* [THE EXERCISE] Return each line of the data below exactly, omitting any pictures.

* [DATASET EXTRACT]
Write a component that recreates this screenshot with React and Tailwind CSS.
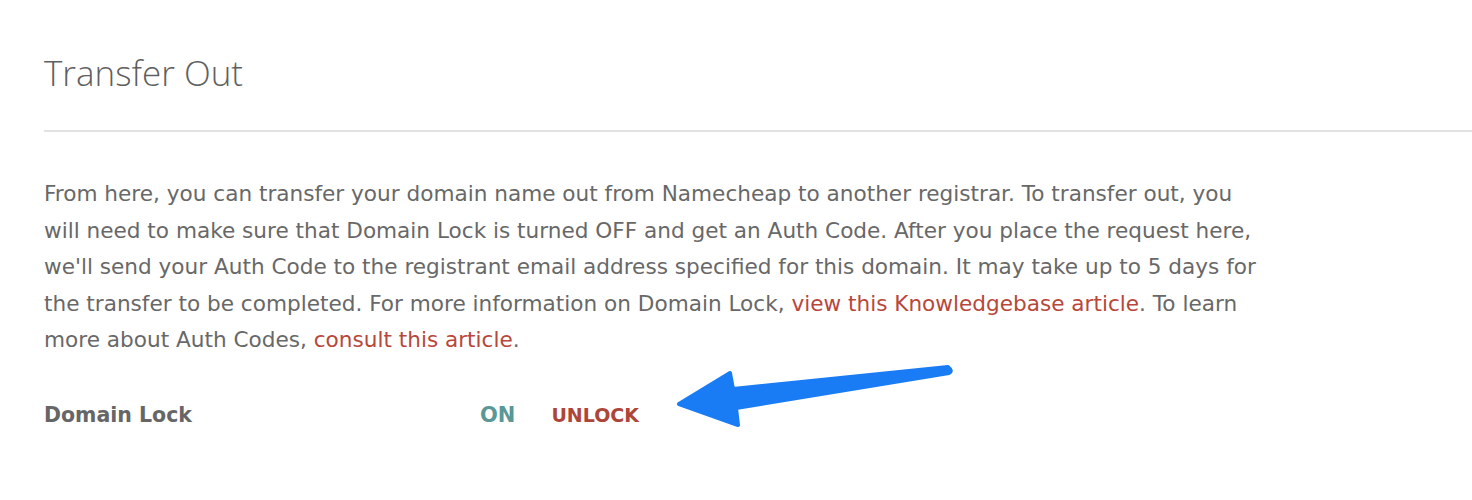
export default function App() {
  const font = { fontFamily: '"DejaVu Sans", "Liberation Sans", sans-serif' };
  const headFont = { fontFamily: '"Open Sans", "DejaVu Sans", sans-serif' };
  return (
    <div className="w-[1472px] h-[500px] bg-white relative overflow-hidden" style={font}>
      <div className="pl-[44px] pt-[50px]">
        <h1 className="text-[35px] leading-[46px] font-light text-[#5f5f5f]" style={headFont}>Transfer Out</h1>
      </div>
      <div className="ml-[44px] mt-[34px] h-[2px] bg-[#e2e2e2]"></div>
      <div className="pl-[44px] pt-[44px]">
        <p className="w-[1260px] text-[21.6px] leading-[36.5px] text-[#686868] whitespace-nowrap">
          From here, you can transfer your domain name out from Namecheap to another registrar. To transfer out, you<br />
          will need to make sure that Domain Lock is turned OFF and get an Auth Code. After you place the request here,<br />
          we'll send your Auth Code to the registrant email address specified for this domain. It may take up to 5 days for<br />
          the transfer to be completed. For more information on Domain Lock, <a className="text-[#b8473b]">view this Knowledgebase article</a>. To learn<br />
          more about Auth Codes, <a className="text-[#b8473b]">consult this article</a>.
        </p>
        <div className="flex items-center mt-[39px] h-[36px]">
          <div className="w-[436px] text-[20.5px] font-bold text-[#666]">Domain Lock</div>
          <div className="text-[21px] font-bold text-[#5a9797]">ON</div>
          <div className="ml-[36px] text-[19px] font-bold text-[#ad4638]">UNLOCK</div>
        </div>
      </div>
      <svg className="absolute left-0 top-0" width="1472" height="500" viewBox="0 0 1472 500">
        <path
          d="M679 404 L730 373 L733 389 L948 367 Q953 371 949 373 L736 408 L738 425 Z"
          fill="#1a7cf5"
          stroke="#1a7cf5"
          strokeWidth="4"
          strokeLinejoin="round"
        />
      </svg>
    </div>
  );
}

* [FINAL RESULT]
Write a component that recreates this screenshot with React and Tailwind CSS.
export default function App() {
  const font = { fontFamily: '"DejaVu Sans", "Liberation Sans", sans-serif' };
  const headFont = { fontFamily: '"Open Sans", "DejaVu Sans", sans-serif' };
  return (
    <div className="w-[1472px] h-[500px] bg-white relative overflow-hidden" style={font}>
      <div className="pl-[44px] pt-[50px]">
        <h1 className="text-[35px] leading-[46px] font-light text-[#5f5f5f]" style={headFont}>Transfer Out</h1>
      </div>
      <div className="ml-[44px] mt-[34px] h-[2px] bg-[#e2e2e2]"></div>
      <div className="pl-[44px] pt-[44px]">
        <p className="w-[1260px] text-[21.6px] leading-[36.5px] text-[#686868] whitespace-nowrap">
          From here, you can transfer your domain name out from Namecheap to another registrar. To transfer out, you<br />
          will need to make sure that Domain Lock is turned OFF and get an Auth Code. After you place the request here,<br />
          we'll send your Auth Code to the registrant email address specified for this domain. It may take up to 5 days for<br />
          the transfer to be completed. For more information on Domain Lock, <a className="text-[#b8473b]">view this Knowledgebase article</a>. To learn<br />
          more about Auth Codes, <a className="text-[#b8473b]">consult this article</a>.
        </p>
        <div className="flex items-center mt-[39px] h-[36px]">
          <div className="w-[436px] text-[20.5px] font-bold text-[#666]">Domain Lock</div>
          <div className="text-[21px] font-bold text-[#5a9797]">ON</div>
          <div className="ml-[36px] text-[19px] font-bold text-[#ad4638]">UNLOCK</div>
        </div>
      </div>
      <svg className="absolute left-0 top-0" width="1472" height="500" viewBox="0 0 1472 500">
        <path
          d="M679 404 L730 373 L733 389 L948 367 Q953 371 949 373 L736 408 L738 425 Z"
          fill="#1a7cf5"
          stroke="#1a7cf5"
          strokeWidth="4"
          strokeLinejoin="round"
        />
      </svg>
    </div>
  );
}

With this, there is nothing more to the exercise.